Deep Dive: How the Court Reached Its Decision
Court's Recognition of Seller's Rights
The court recognized that the right to dissolve a sale for nonpayment of the purchase price is a fundamental principle under Louisiana law. It emphasized that this right allows the seller to reclaim the property unencumbered by any subsequent liens that may have been placed on the property by the buyer after the sale. The court noted that the seller's right to enforce a resolutory condition exists independently of any liens or privileges that are recorded after the sale. This means that if the seller can demonstrate that the purchase price has not been fully paid, they are justified in seeking to dissolve the sale and reclaim the property without the burden of the buyer's debts or obligations. The court underscored that the buyer, until the full payment is made, holds a defeasible title, which indicates that the property title is conditional and can revert to the seller if the purchase price remains unpaid. This concept of defeasible title plays a crucial role in protecting the seller's rights against third parties who may have claims against the buyer. Thus, the court reaffirmed that the seller’s right to dissolution is superior to any claims arising from the buyer’s subsequent actions.
Impact of Existing Liens and Encumbrances
The court addressed the issue of existing liens recorded by the intervenor, the Administrator of the Division of Employment Security, asserting that these liens could not impede the seller's right to dissolve the sale. It clarified that the dissolution of a sale due to nonpayment effectively frees the property from any mortgages or charges that the buyer may have incurred during their ownership. The court explained that the jurisprudence in Louisiana has long established that a judicial dissolution of a sale liberates the property from all subsequent encumbrances, affirming that the seller does not need to settle the buyer's debts before reclaiming the property. The court rejected the intervenor's argument that their lien, being a government claim, held superior status, reiterating that the seller's right to reclaim the property supersedes such liens. It established that the underlying principle is that the seller retains a right to reclaim the property without the burden of any encumbrances created by the buyer. This reasoning reinforced the notion that the seller's actions to reclaim the property are valid and protect their interests against third parties.

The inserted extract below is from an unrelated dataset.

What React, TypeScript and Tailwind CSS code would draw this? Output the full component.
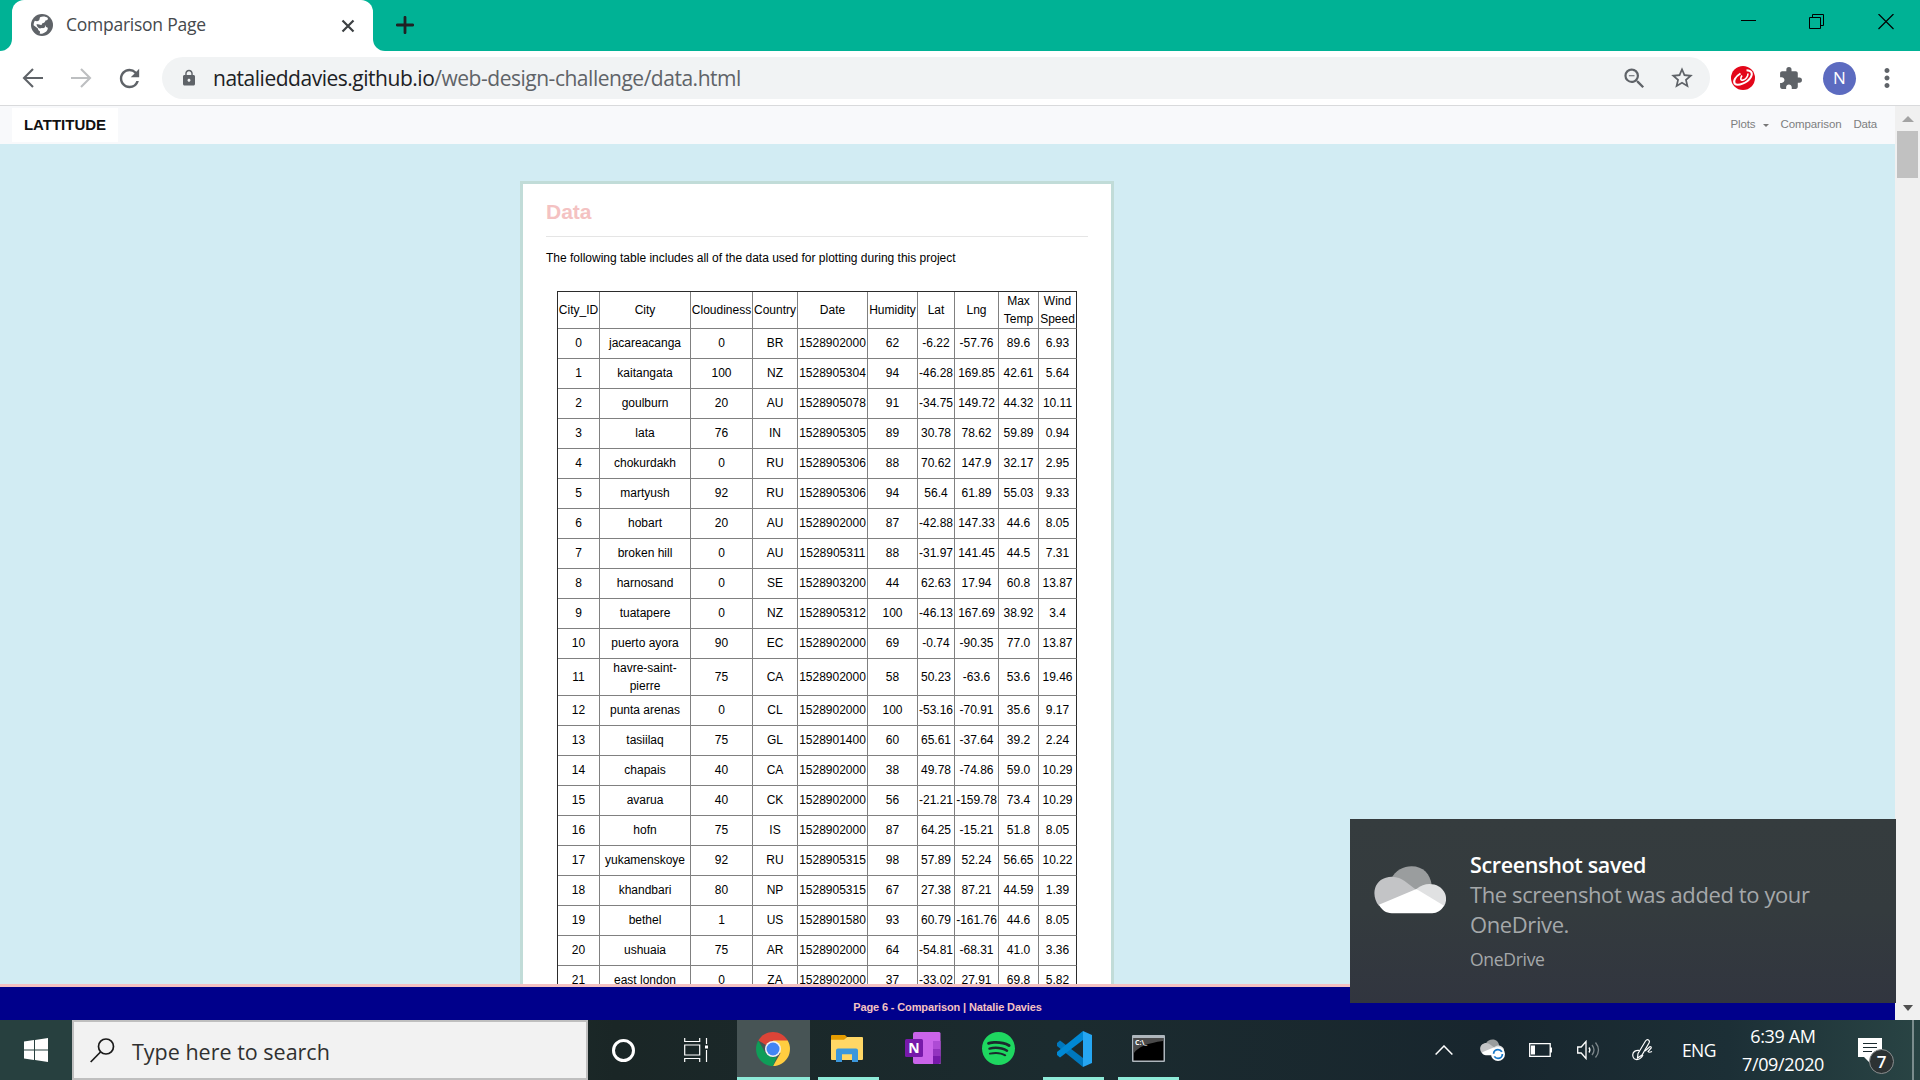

Separation of Rights: Rescission vs. Lien
The court distinguished between the seller’s right to rescind the sale for nonpayment and the rights associated with any liens the buyer may have incurred. It emphasized that the right to dissolve the sale is a distinct and independent remedy from the seller's vendor lien and mortgage. The court clarified that these two rights should not be conflated, as they serve different purposes under Louisiana law. The seller can choose to either exercise their vendor's lien to enforce payment or pursue dissolution of the sale for nonpayment, but these actions are governed by different legal principles. The court cited prior cases to illustrate that the right to rescind a sale is effective against any liens or claims the buyer may have created after the sale. This separation of rights is crucial for ensuring that the seller’s ability to reclaim their property is not undermined by the buyer’s financial obligations. Thus, the court confirmed that the seller retains the right to rescind the sale, regardless of any encumbrances acquired by the buyer post-sale.
Judicial Precedents Supporting Seller's Position
The court referenced various judicial precedents that supported the seller's right to dissolve the sale and reclaim the property free from encumbrances. It cited the case of Johnson v. Bloodworth, which established that the right of dissolution is separate from any claims a buyer may have against the property. This precedent reinforced the understanding that the seller's right to reclaim the property is not diminished by liens created by the buyer or their creditors. Additionally, the court noted that even if the property had been sold to a third party, the seller’s right to dissolution would still hold, protecting the seller’s interests regardless of subsequent transactions. The court highlighted that the jurisprudential framework in Louisiana consistently recognizes the effectiveness of this right against subsequent encumbrances. By affirming the long-standing legal principles, the court reinforced the notion that sellers are protected under the law when seeking to reclaim their property due to nonpayment. This solidified the court's ruling in favor of the plaintiffs, illustrating the strength of established legal doctrines in safeguarding a seller's rights.
Resolution of Estoppel and Res Judicata Claims
The court addressed the intervenor's claims of estoppel and res judicata, asserting that these defenses did not bar the plaintiffs from pursuing their action for dissolution. It explained that under Louisiana law, a party may seek rescission of a sale even after previously attempting to enforce a contract, such as pursuing payment on a promissory note. The court referenced the ruling in Canal Bank v. Copeland, which established that seeking specific performance does not preclude a subsequent action for rescission. This illustrates that the law allows for flexibility in how a seller may pursue their rights, affirming that previous judgments do not limit a seller’s ability to reclaim their property. The court further clarified that the plaintiffs acted appropriately by filing a notice of lis pendens to protect their interests before the intervenor's sale attempt. Therefore, the court concluded that the plaintiffs’ previous actions did not undermine their current claim, supporting their right to dissolve the sale and reclaim their property free from any encumbrances.